Third, the information today is just different. I know that I am losing touch with some topics because I don’t watch YouTube.com videos. I don’t post to my Facebook page which is managed by a librarian in Lexington, Kentucky, for me. I don’t send “tweets,” but I do pump out messages about new stories in Beyond Search using a software robot. The reality which I accept is that text is not where the future lies. The key is yapping at conferences, doing podcasts, posting images to Pinterest (the 2012 version of Life Magazine in my opinion), and being distracted by fragments of information. Looking for content is tough today because everyone in the chain can filter, censor, shape, summarize, and modify information. Facts are not permanent. Facts are Silly Putty.
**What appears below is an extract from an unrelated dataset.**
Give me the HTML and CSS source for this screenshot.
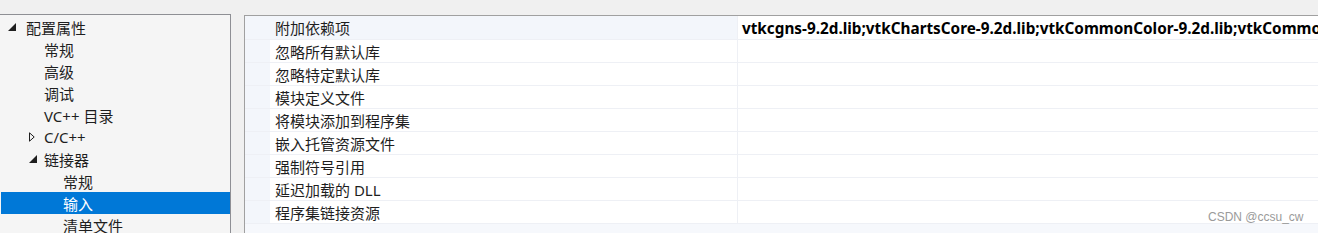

My thoughts on the exogenous complexities for traditional publishers’ online fees are:

  1. The potential buyers of the traditional publishers’ online content make decisions based on nice to have versus must have
  2. The competition in the datasphere is not narrowed to a particular company or key player. The competition is fluid
  3. Technology imposes conceptual and financial hurdles. Each try raises the hurdles. Missing a hurdle makes the next hurdle more difficult to scale; that is, technology and financial failures do not make the competitor stronger
  4. Information itself is undergoing a radical shift. Traditional publishers are into print. The new content is different: different formats (video, social), different rhetoric (crunchy, a blend of opinion, speculation, facts, and links), different celebrities (Robert Scoble, Arianna Huffington), and different technologies (rich media, blogs).

These factors are complex, far more complicated than producing a daily newspaper was in 1985. Traditional publishers are trying but their successes are weighted with factors beyond their control and, in my opinion, beyond some manager’s comprehension.

Unless traditional publishing finds a solution to exogenous complexity, many of those engaged in traditional publishing have to do more than reinvent themselves. A career shift may be necessary.